Example: Sound Transit 3 would increase Sales Taxes on the general public to build a new light rail extension that benefits Microsoft Corp headquarters in Redmond. (This is the same Microsoft that already uses off-shore accounts to avoid other taxes.) (Existing Sound Transit 2 taxes are already building a light rail TO Microsoft headquarters.)
The politicians deciding who pays — including Northeast Seattle’s Councilmember Rob Johnson (who sits on the Sound Transit board) — let us down. While they call themselves “progressives,” their proposal for more Sales Tax is regressive. Their proposal for more Property Tax means renters and homeowners will struggle to pay several other local levies, including the nearly $1 billion “transportation” levy enacted just months ago (109,000 votes in favor; 77,000 votes against).
The only way to make the politicians listen is to put our foot down. REJECT AND RE-DO SOUND TRANSIT 3: MAKE CORPORATIONS PAY FAIR SHARE.Alex Pedersen, “Reject and Re-Do Sound Transit 3 (ST3): Make Corporations Pay Fair Share”, published June 18, 2016
Pedersen goes on to specifically suggest re-doing ST3 to require Microsoft pay more. Amazon gets no mention in Pedersen’s anti-corporate performance piece. Thus, we have an example of Brett Hamil’s Proximity Law of Seattle Politics. Pedersen will make a show of standing up to Microsoft, which is based in Redmond, but he’s soft on Seattle-based Amazon, which is also getting some light rail stations near its sprawling South Lake Union campus and over which he’d actually have taxing authority if elected.
In their Pedersen endorsement, the Seattle Times Editorial Board dinged his opponents Shaun Scott and Emily Myers for supporting corporate taxes like the employee hours tax: “For them, “Tax the Rich!” is the equivalent of Trump’s “Build the Wall!” Such battle cries might resonate with partisans, but the plans fall apart under scrutiny. No, neither big companies nor Mexico will pay for the wish list. (…) While both seek new progressive taxes and favored the city’s job-killing head tax, neither could say which regressive taxes they’d reduce to balance the system.”
Judging by his recent campaigning and his Seattle Times endorsement, Pedersen has flip-flopped from progressive taxation warrior to defender of entrenched corporate power in about the length of time it takes to form a political action committee (PAC). By the way, the chamber-backed Civic Alliance for a Sound Economy (CASE) PAC is pledging to have its biggest warchest (buoyed by $450,000 so far from Amazon) and its most aggressive campaign season ever to “take back our city.”
It’s also interesting to see the chamber get behind an anti-upzone candidate–Pedersen opposed the Mandatory Housing Affordability (MHA) rezones–after they argued that the reason the head tax wasn’t necessary was upzones would do the trick.
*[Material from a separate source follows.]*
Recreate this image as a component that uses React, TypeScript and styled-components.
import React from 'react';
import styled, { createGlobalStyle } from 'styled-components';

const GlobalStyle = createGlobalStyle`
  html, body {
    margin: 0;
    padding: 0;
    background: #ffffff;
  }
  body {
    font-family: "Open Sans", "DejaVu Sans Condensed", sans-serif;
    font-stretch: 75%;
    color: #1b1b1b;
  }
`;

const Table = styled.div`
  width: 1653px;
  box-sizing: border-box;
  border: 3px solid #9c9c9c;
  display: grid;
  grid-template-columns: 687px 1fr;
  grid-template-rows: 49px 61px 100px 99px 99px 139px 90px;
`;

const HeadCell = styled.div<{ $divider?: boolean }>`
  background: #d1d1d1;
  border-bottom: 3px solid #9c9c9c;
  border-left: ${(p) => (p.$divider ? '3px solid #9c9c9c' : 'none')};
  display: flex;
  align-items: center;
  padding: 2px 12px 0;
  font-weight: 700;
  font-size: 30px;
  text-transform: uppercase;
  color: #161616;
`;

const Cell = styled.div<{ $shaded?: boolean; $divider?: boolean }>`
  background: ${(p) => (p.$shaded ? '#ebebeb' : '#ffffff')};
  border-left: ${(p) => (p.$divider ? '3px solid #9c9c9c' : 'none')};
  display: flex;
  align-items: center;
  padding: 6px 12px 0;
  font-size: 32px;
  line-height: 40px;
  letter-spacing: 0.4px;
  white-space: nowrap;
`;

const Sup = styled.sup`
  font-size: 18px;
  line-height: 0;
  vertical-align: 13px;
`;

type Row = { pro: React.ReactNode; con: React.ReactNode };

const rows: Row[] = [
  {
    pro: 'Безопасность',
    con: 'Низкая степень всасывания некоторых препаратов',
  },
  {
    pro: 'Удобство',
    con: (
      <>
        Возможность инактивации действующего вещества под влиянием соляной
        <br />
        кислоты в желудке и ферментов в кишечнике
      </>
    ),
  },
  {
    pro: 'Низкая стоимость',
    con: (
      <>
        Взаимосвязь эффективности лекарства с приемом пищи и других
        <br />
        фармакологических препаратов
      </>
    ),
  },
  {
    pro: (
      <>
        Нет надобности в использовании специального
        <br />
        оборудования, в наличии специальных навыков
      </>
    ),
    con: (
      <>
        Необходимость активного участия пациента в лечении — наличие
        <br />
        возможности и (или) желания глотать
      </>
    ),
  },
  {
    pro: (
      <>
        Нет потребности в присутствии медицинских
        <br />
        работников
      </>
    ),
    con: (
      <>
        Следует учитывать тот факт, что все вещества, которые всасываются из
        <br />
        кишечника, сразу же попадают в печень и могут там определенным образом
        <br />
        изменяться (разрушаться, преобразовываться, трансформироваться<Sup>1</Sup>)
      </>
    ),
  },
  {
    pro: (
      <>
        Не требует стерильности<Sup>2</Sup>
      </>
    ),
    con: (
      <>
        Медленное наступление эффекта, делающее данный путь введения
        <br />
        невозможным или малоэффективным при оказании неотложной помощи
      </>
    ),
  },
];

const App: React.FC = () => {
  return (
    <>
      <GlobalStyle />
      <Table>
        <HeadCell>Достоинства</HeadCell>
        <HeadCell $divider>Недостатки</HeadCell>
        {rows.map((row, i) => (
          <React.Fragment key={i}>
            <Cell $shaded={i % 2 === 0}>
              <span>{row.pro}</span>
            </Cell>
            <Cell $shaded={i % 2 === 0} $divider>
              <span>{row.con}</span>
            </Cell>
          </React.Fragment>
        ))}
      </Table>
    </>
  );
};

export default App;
Anti-bike and anti-safe streets
Pedersen has also made it clear he opposes bike lanes, which he sees as wasteful and subject to the veto of any homeowners or businesses complaining. It’s an emphasis of his campaign website, which now has an issues page with the primary over, and cites the unsafe design for NE 35th Street that car activists won as a model.
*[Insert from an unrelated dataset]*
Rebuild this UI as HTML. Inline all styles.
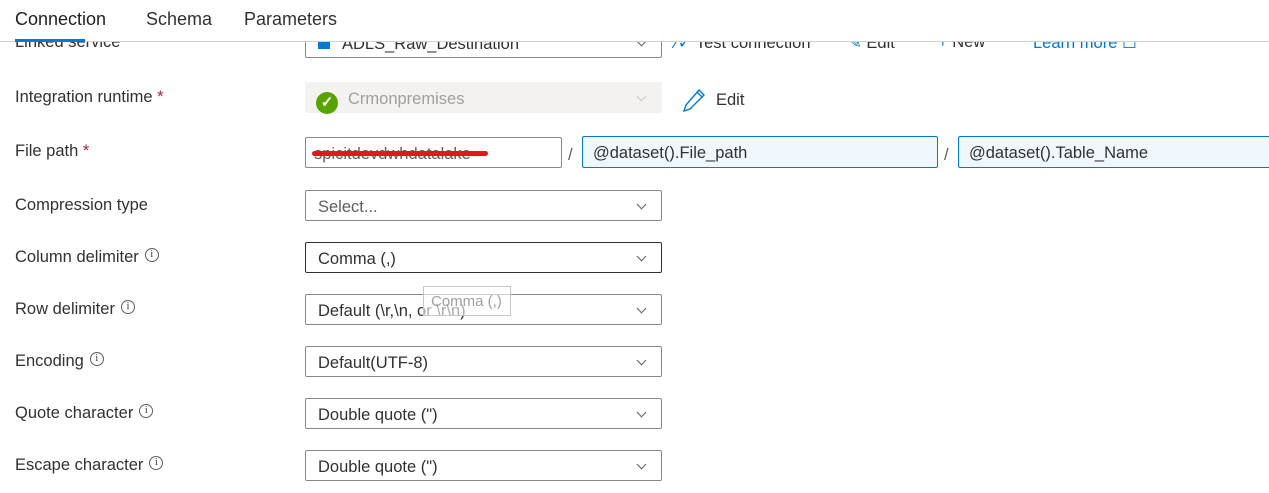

Listening:Alex Pedersen campaign website
No More 35th Avenues: With new leadership on City Council, we should never repeat the transportation fiasco on 35th Avenue Northeast in Bryant and Wedgwood. Until Mayor Durkan stepped in, “35th Avenue” symbolized City Hall not listening. The Seattle Department of Transportation (SDOT) proposed to spend $8 million to repave 35th Ave, remove parking, and install bike lanes (per the Bicycle Master Plan). Completing an interconnected bike network in our city makes sense, but details matter. In the case of 35th Ave NE, the vast majority of neighbors and small businesses, however, overwhelmingly wanted just the crosswalks — and they wanted to preserve the parking and bus stops. After direction from Councilmember Rob Johnson, SDOT planned to ignore community concerns and proceed with the expensive project. Then the neighbors and small businesses got organized and — after volunteering huge amounts of their personal time — finally got the attention of the Mayor. With the increasing amount of taxes they pay, residents should not need to give up huge amounts of time and money to get their city government to listen. (For a March 26, 2019 Seattle Times article on that compromise, CLICK HERE]. The lessons of 35th Avenue — listening to impacted residents — should be applied to other large transportation projects.
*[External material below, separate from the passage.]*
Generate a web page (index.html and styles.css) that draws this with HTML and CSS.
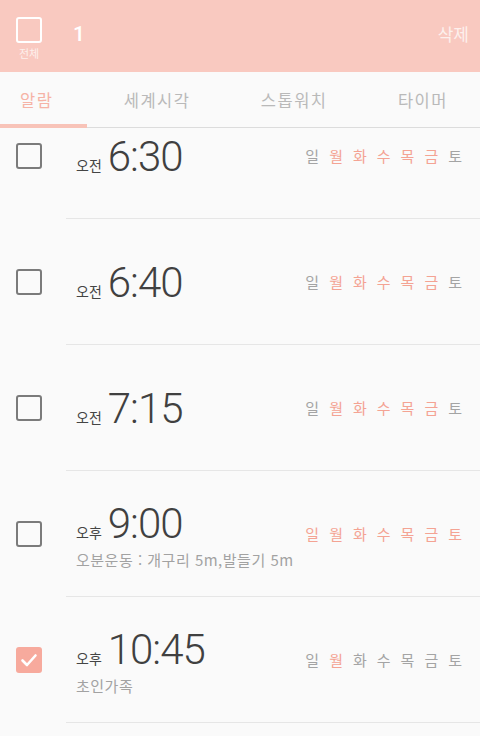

At a D4 candidate forum yesterday, Pedersen tried to have it both ways, saying he supported the Bicycle Master Plan, but that is was a “living document” to be litigated street by street–suggesting business owner and homeowner pushback should weigh heavily in decisions. (You can watch the debate video here and a tweet recap is here.) In practice, we know that approach means very little progress on Vision Zero and the Bicycle Master Plan and a worsening street safety crisis in our city.
Who is Alex Pedersen?
So who is Alex Pedersen? Admittedly he is a polished and disciplined politician. He can be a chameleon on the issues depending on whom he is trying to impress. However, taking a close look at his record, his deleted blog posts, and where he places emphasis in his platform, it’s clear first and foremost he is an opportunist who will say whatever is necessary to get elected. And more often than not, he’s a Dudleyite who’d fit right in on the Seattle Times Editorial Board.
He launched his campaign as a slow growth populist and secured tons of endorsements from anti-MHA neighborhood groups and the Seattle Times Editorial Board, but he also made inroads with the business community and the chamber and won their backing and that of his former boss Tim Burgess, too. How he would keep both slow growthers and the chamber happy is beyond me, but it’s a formidable coalition in D4 that will take lots of other groups uniting against it and mobilizing in order to defeat it.